Crece el número de españoles que esta convencido tanto que hay que acabar con la izquierda y con todo lo que ella promueve, como que la derecha y ultraderecha van ser capaces de solucionar sus problemas. Y que asume o al menos no descarta que la solución exija una confrontación radical.

Vivimos tiempos –ya época– de incertidumbre. La cultura social que se extiende está marcada (y al mismo tiempo es una respuesta) por –y a– la incertidumbre. Es la respuesta individualista desde la soledad. Esta creciente cultura, alimentada por la incertidumbre, implica el rechazo, el desprecio –sin más la ignorancia– de convicciones y propuestas que, desde la construcción de un nosotros de iguales, formule un horizonte definido por la igualdad, por la solidaridad, por compartir lo común.

Desaparecida la referencia colectiva, el individuo desde su aislamiento decide que su única respuesta para sobrevivir es la lucha de todos contra todos, o más exactamente de él contra casi todos. Es la respuesta de aquellos que se sienten relegados, que sienten que no le son reconocidos sus méritos.

Entiende que solo él debe buscar su vida. Los otros son aquellos con los que debe competir para ascender desde su posición de relegamiento. Con unos otros debe competir, pero hay otros (mujeres, parados, precarios, inmigrantes) que dada su objetiva inferioridad deben ser mantenidos en su dependencia y marginalidad y, por tanto, ser impedidos de que progresen para lograr un status de igualdad. Se agita en favor de la desigualdad, en favor de su superioridad y, por tanto, a favor de una autoridad que mantenga la jerarquía social. Afirma que aquellos que gobiernan, que defienden la igualdad, son los enemigos a abatir.

Aquí aparece el mensaje de la derecha y ultraderecha. Nosotros te prometemos autoridad y jerarquía respecto a los otros; respecto a los inferiores. Además te prometemos una nación para ser querida. Algo que te da la consoladora sensación de que no estar solo, de participar con otros en un afecto común pero que no te supone ningún compromiso de trabajo colectivo con los otros (¡horrible quimera comunista!).

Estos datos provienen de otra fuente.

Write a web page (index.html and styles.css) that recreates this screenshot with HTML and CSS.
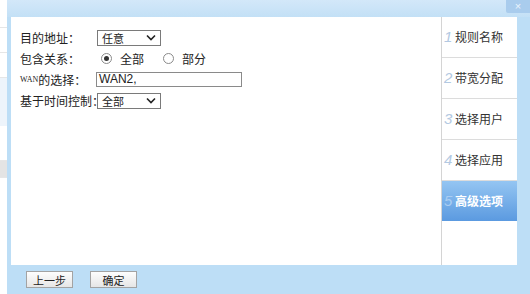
FILE: index.html
```html
<!DOCTYPE html>
<html lang="zh-CN">
<head>
    <meta charset="UTF-8">
    <title>高级选项</title>
    <link rel="stylesheet" href="styles.css">
</head>
<body>
<div class="page">
    <div class="backdrop">
        <div class="backdrop__row"></div>
        <div class="backdrop__row"></div>
        <div class="backdrop__row backdrop__row_blue"></div>
        <div class="backdrop__row backdrop__row_gray"></div>
        <div class="backdrop__row"></div>
    </div>

    <div class="dialog">
        <div class="dialog__head">
            <span class="dialog__close">&times;</span>
        </div>

        <div class="dialog__body">
            <div class="main">
                <div class="form">
                    <div class="form__label">目的地址：</div>
                    <div class="form__field">
                        <span class="select">任意<svg class="select__arrow" width="10" height="7" viewBox="0 0 10 7"><path d="M1 1.5 L5 5.5 L9 1.5" fill="none" stroke="#222" stroke-width="1.6"/></svg></span>
                    </div>

                    <div class="form__label">包含关系：</div>
                    <div class="form__field">
                        <span class="radio radio_checked"></span><span class="radio__text">全部</span>
                        <span class="radio"></span><span class="radio__text">部分</span>
                    </div>

                    <div class="form__label"><span class="form__wan">WAN</span>的选择：</div>
                    <div class="form__field">
                        <span class="text-input">WAN2,</span>
                    </div>

                    <div class="form__label">基于时间控制：</div>
                    <div class="form__field">
                        <span class="select">全部<svg class="select__arrow" width="10" height="7" viewBox="0 0 10 7"><path d="M1 1.5 L5 5.5 L9 1.5" fill="none" stroke="#222" stroke-width="1.6"/></svg></span>
                    </div>
                </div>
            </div>

            <ul class="steps">
                <li class="steps__item"><span class="steps__num">1</span>规则名称</li>
                <li class="steps__item"><span class="steps__num">2</span>带宽分配</li>
                <li class="steps__item"><span class="steps__num">3</span>选择用户</li>
                <li class="steps__item"><span class="steps__num">4</span>选择应用</li>
                <li class="steps__item steps__item_active"><span class="steps__num">5</span>高级选项</li>
            </ul>
        </div>

        <div class="dialog__foot">
            <button class="btn">上一步</button>
            <button class="btn">确定</button>
        </div>
    </div>
</div>
</body>
</html>
```

FILE: styles.css
```css
body {
    margin: 0;
    font-family: "Noto Sans CJK SC", "Noto Sans", sans-serif;
    font-size: 12px;
    color: #222;
    background: #fff;
}
.page {
    display: flex;
    width: 530px;
    height: 294px;
    overflow: hidden;
}

/* page behind the dialog */
.backdrop {
    width: 7px;
    background: #fff;
    padding-top: 27px;
}
.backdrop__row {
    height: 24px;
    border-top: 1px solid #e6e6e6;
}
.backdrop__row_blue { background: #edf4fb; height: 48px; }
.backdrop__row_gray { background: #e4e4e4; height: 16px; margin-top: 34px; }

.dialog {
    flex: 1;
    display: flex;
    flex-direction: column;
    background: #bddef6;
}
.dialog__head {
    height: 17px;
    display: flex;
    justify-content: flex-end;
    background: linear-gradient(#d3e8f9, #c3e0f6);
}
.dialog__close {
    width: 24px;
    height: 13px;
    line-height: 12px;
    text-align: center;
    font-family: "Liberation Sans", sans-serif;
    font-size: 11px;
    color: #eaf4fd;
    background: #a9cced;
    border-radius: 0 0 0 2px;
}
.dialog__body {
    display: flex;
    height: 248px;
    margin: 0 13px 0 4px;
}
.main {
    flex: 1;
    background: #fff;
    border-right: 1px solid #d4d4d4;
}
.form {
    display: grid;
    grid-template-columns: 77px auto;
    grid-auto-rows: 21px;
    padding: 10px 0 0 9px;
}
.form__label,
.form__field {
    display: flex;
    align-items: center;
    white-space: nowrap;
    font-size: 12px;
}
.form__wan {
    font-family: "Liberation Serif", serif;
    font-size: 8px;
}
.select {
    display: flex;
    align-items: center;
    justify-content: space-between;
    box-sizing: border-box;
    width: 64px;
    height: 16px;
    padding: 0 4px 0 4px;
    border: 1px solid #7a7a7a;
    font-size: 11px;
}
.radio {
    box-sizing: border-box;
    width: 11px;
    height: 11px;
    margin: 0 8px 0 4px;
    border: 1px solid #8a8a8a;
    border-radius: 50%;
    display: inline-flex;
    align-items: center;
    justify-content: center;
}
.radio_checked::after {
    content: "";
    width: 5px;
    height: 5px;
    border-radius: 50%;
    background: #333;
}
.radio__text {
    width: 43px;
}
.radio__text + .radio {
    margin-left: 0;
}
.text-input {
    box-sizing: border-box;
    width: 146px;
    height: 15px;
    line-height: 13px;
    padding-left: 2px;
    border: 1px solid #8a8a8a;
    font-family: "Liberation Sans", sans-serif;
    font-size: 12px;
    margin-left: -1px;
}

/* wizard steps */
.steps {
    list-style: none;
    margin: 0;
    padding: 0;
    width: 75px;
    background: #fff;
}
.steps__item {
    height: 40px;
    line-height: 40px;
    padding-left: 2px;
    border-bottom: 1px solid #dcdcdc;
    font-size: 12px;
    color: #333;
}
.steps__num {
    display: inline-block;
    width: 11px;
    font-size: 15px;
    font-style: italic;
    color: #b3c9e2;
    font-family: "Liberation Sans", sans-serif;
}
.steps__item_active {
    color: #fff;
    font-weight: bold;
    border-bottom: none;
    background: linear-gradient(#94c5f2, #5b9ae0);
}
.steps__item_active .steps__num {
    color: #aacdf2;
    font-weight: normal;
}

.dialog__foot {
    height: 29px;
    display: flex;
    align-items: center;
    gap: 17px;
    padding-left: 19px;
}
.btn {
    width: 47px;
    height: 17px;
    padding: 0;
    border: 1px solid #a3a3a3;
    background: linear-gradient(#fdfdfd, #e6e6e6);
    font-family: "Noto Sans CJK SC", sans-serif;
    font-size: 11px;
    color: #222;
}
```
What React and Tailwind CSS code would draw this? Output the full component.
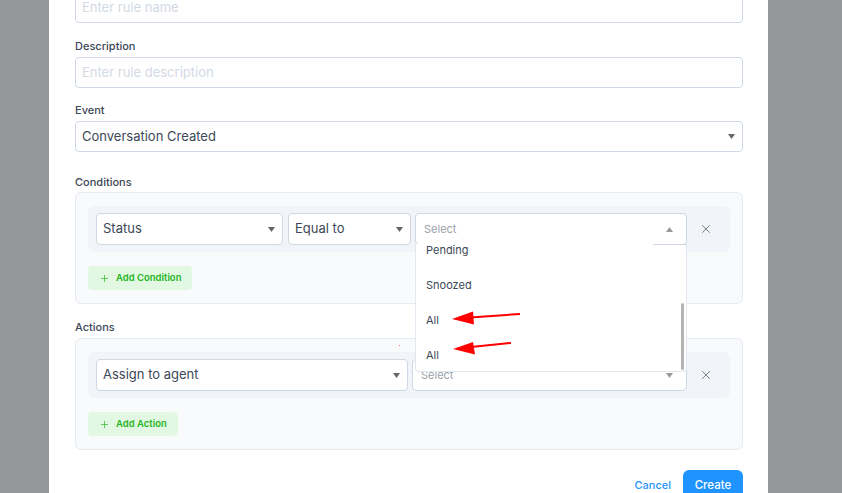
import React from 'react';
import { Plus, X } from 'lucide-react';

const Label = ({ children, className = '' }) => (
  <div className={`text-[11px] leading-4 font-medium text-[#3c4858] ${className}`}>{children}</div>
);

const TextInput = ({ placeholder, className = '' }) => (
  <div className={`h-[31px] rounded border border-[#cfd8e3] bg-white pl-[6px] flex items-center text-[13px] text-[#d3dae3] ${className}`}>
    {placeholder}
  </div>
);

const Caret = ({ up = false, color = '#666' }) => (
  <svg width="7" height="5" viewBox="0 0 7 5" className="shrink-0">
    {up ? <polygon points="0,5 7,5 3.5,0" fill={color} /> : <polygon points="0,0 7,0 3.5,5" fill={color} />}
  </svg>
);

const SelectBox = ({ value, className = '' }) => (
  <div className={`h-[32px] rounded border border-[#cfd8e3] bg-white pl-[6px] pr-[7px] flex items-center justify-between ${className}`}>
    <span className="text-[13px] text-[#3c4858]">{value}</span>
    <Caret />
  </div>
);

const RemoveButton = () => (
  <div className="w-[38px] flex items-center justify-center text-[#5a6778]">
    <X size={14} strokeWidth={1.4} />
  </div>
);

const AddButton = ({ children }) => (
  <div className="mt-[14px] h-6 self-start inline-flex items-center gap-[6px] px-[11px] rounded bg-[#e3f8e3] text-[#23b523] text-[9.5px] font-semibold">
    <Plus size={11} strokeWidth={1.5} />
    {children}
  </div>
);

const StatusDropdown = () => (
  <div className="absolute top-[31px] left-0 w-[272px] h-[128px] z-10 bg-white border-x border-b border-[#e2e8f0] rounded-b overflow-hidden">
    <div className="absolute top-0 right-0 w-[33px] h-px bg-[#cfd8e3]" />
    <div className="-mt-[11px]">
      {['Pending', 'Snoozed', 'All', 'All', 'Open'].map((item, i) => (
        <div key={i} className="h-[35px] flex items-center pl-[10px] text-[11px] text-[#3c4858]">
          {item}
        </div>
      ))}
    </div>
    <div className="absolute right-[2px] top-[59px] w-[3px] h-[67px] rounded bg-[#b4b4b4]" />
  </div>
);

const App = () => {
  return (
    <div className="relative w-[842px] h-[493px] overflow-hidden bg-[#959697] font-['Inter',sans-serif]">
      <div className="ml-[49px] w-[719px] h-full bg-white overflow-hidden">
        <div className="pl-[26px] pr-[25px] -mt-[8px]">
          <TextInput placeholder="Enter rule name" />

          <Label className="mt-[15px] mb-[3px]">Description</Label>
          <TextInput placeholder="Enter rule description" />

          <Label className="mt-[14px] mb-[3px]">Event</Label>
          <div className="h-[31px] rounded border border-[#cfd8e3] bg-white pl-[6px] pr-[7px] flex items-center justify-between">
            <span className="text-[13px] text-[#3c4858]">Conversation Created</span>
            <Caret />
          </div>

          {/* Conditions */}
          <Label className="mt-[22px] mb-[2px]">Conditions</Label>
          <div className="rounded-md border border-[#e6ebf1] bg-[#f8fafc] px-3 pt-[13px] pb-[13px] flex flex-col">
            <div className="rounded-md bg-[#f1f5f9] pl-2 py-[7px] flex items-center">
              <SelectBox value="Status" className="w-[187px]" />
              <SelectBox value="Equal to" className="w-[123px] ml-[5px]" />
              <div className="relative w-[272px] ml-[4px]">
                <div className="h-[32px] rounded border border-[#cfd8e3] bg-white pl-[8px] pr-[13px] flex items-center justify-between">
                  <span className="text-[11px] text-[#9aa1a9]">Select</span>
                  <Caret up color="#999" />
                </div>
                <StatusDropdown />
              </div>
              <RemoveButton />
            </div>
            <AddButton>Add Condition</AddButton>
          </div>

          {/* Actions */}
          <Label className="mt-[15px] mb-[3px]">Actions</Label>
          <div className="rounded-md border border-[#e6ebf1] bg-[#f8fafc] px-3 pt-[13px] pb-[13px] flex flex-col">
            <div className="rounded-md bg-[#f1f5f9] pl-2 py-[7px] flex items-center">
              <SelectBox value="Assign to agent" className="w-[312px]" />
              <div className="w-[275px] ml-[4px] h-[32px] rounded border border-[#cfd8e3] bg-white pl-[8px] pr-[13px] flex items-center justify-between">
                <span className="text-[11px] text-[#9aa1a9]">Select</span>
                <Caret color="#999" />
              </div>
              <RemoveButton />
            </div>
            <AddButton>Add Action</AddButton>
          </div>

          {/* Footer */}
          <div className="mt-[20px] flex justify-end items-start gap-[12px]">
            <div className="h-[31px] flex items-center text-[11px] font-medium text-[#1f93ff]">Cancel</div>
            <div className="h-[32px] w-[60px] rounded-md bg-[#1f93ff] flex items-center justify-center text-[11.5px] font-medium text-white">
              Create
            </div>
          </div>
        </div>
      </div>

      {/* annotation arrows */}
      <svg className="absolute left-0 top-0 z-20 pointer-events-none" width="842" height="493" viewBox="0 0 842 493">
        <line x1="520" y1="314" x2="470" y2="317.5" stroke="#ff0000" strokeWidth="2" />
        <polygon points="452,319 473,311.5 474,324.5" fill="#ff0000" />
        <line x1="511" y1="343" x2="471" y2="347" stroke="#ff0000" strokeWidth="2" />
        <polygon points="453,349 473,342 475,354.5" fill="#ff0000" />
        <rect x="399" y="345" width="1" height="1" fill="#ff6b6b" />
      </svg>
    </div>
  );
};

export default App;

Y al mismo tiempo ese amor establece los enemigos– lo antiespañoles– a combatir. Una apasionante oferta.

Otra estrategia comunicativa es el uso de la mentira. Esta ya muy próxima la desaparición total de la verdad y su búsqueda. El uso de la mentira –la ya hoy no/verdad– es operar en y con la normalidad.

La opción por la falsedad genera desprecio de la cultura de la universalidad solidaria, de la cultura de valores que hacen referencia a la igualdad, a los derechos para todos, etc. La búsqueda de la verdad consiste en encajar los hechos en el conjunto de valores universales de referencia; valores que se suponen reconocidos por todos y que, por otro lado, son los que orientan la posibilidad de construir un mundo común solidario. Si la incertidumbre destruye todo lo que implique referencialidad colectiva, desaparece, por tanto, esa dimensión central en la construcción de la verdad que supone la incorporación de valores universales.

En consecuencia la mentira funciona a través de simples, auto–limitadas, afirmaciones. Derecha y ultraderecha son profesionales en el uso de la no verdad como discurso político. En los ejemplos anteriores, en ningún momento existe la más mínima explicación, razonamiento, justificación o relación de hechos con valores sobre esos insultos. No las hay porque parece que la población ha desistido de pedirlas y, por otro lado, porque por si solas, aisladamente, funcionan muy bien. Crecientes sectores de la ciudadanía parece que han desistido de entender la política como una relación racional entre gobiernos y ciudadanos. Esa relación en la que existen contenidos, propuestas, debates, intereses, identidades que se defienden y apoyan.

A ese sector creciente de los ciudadanos lo que le mueve, es poder tener un enemigo claro y definido. Alguien en quien poder verter la emoción movilizadora del odio. Y ese es el mensaje que reciben: que las cosas van mal porque hay unos malvados que deben ser despreciados o... arrojados. La relación entre el vacío discursivo, la mentira y el odio o desprecio funciona, es eficaz... para los intereses de quien la promueve.

Volviendo al pregunta de origen parecería que tanto acontecimientos, declaraciones, posiciones políticas y sobre todo una creciente cultura de comprensión y apoyo a radicalización de la confrontación política liderada por la derecha y ultraderecha, plantea riesgos. Una confrontación violenta, probablemente estaría liderada por grupos, individuos «genéticamente» violentos, homófobos, racistas, etc. Grupos no muy distintos a la macro– banda que asaltó el Capitolio americano. Pero el riesgo principal no es ese. El problema es que se extiendan y consoliden sectores de la población que su cultura social, su limitada y radical concepción política, les lleve al menos a entender –¿y por que no apoyar– una confrontación de este tipo. Y parece que van a más. Que no nos pase nada.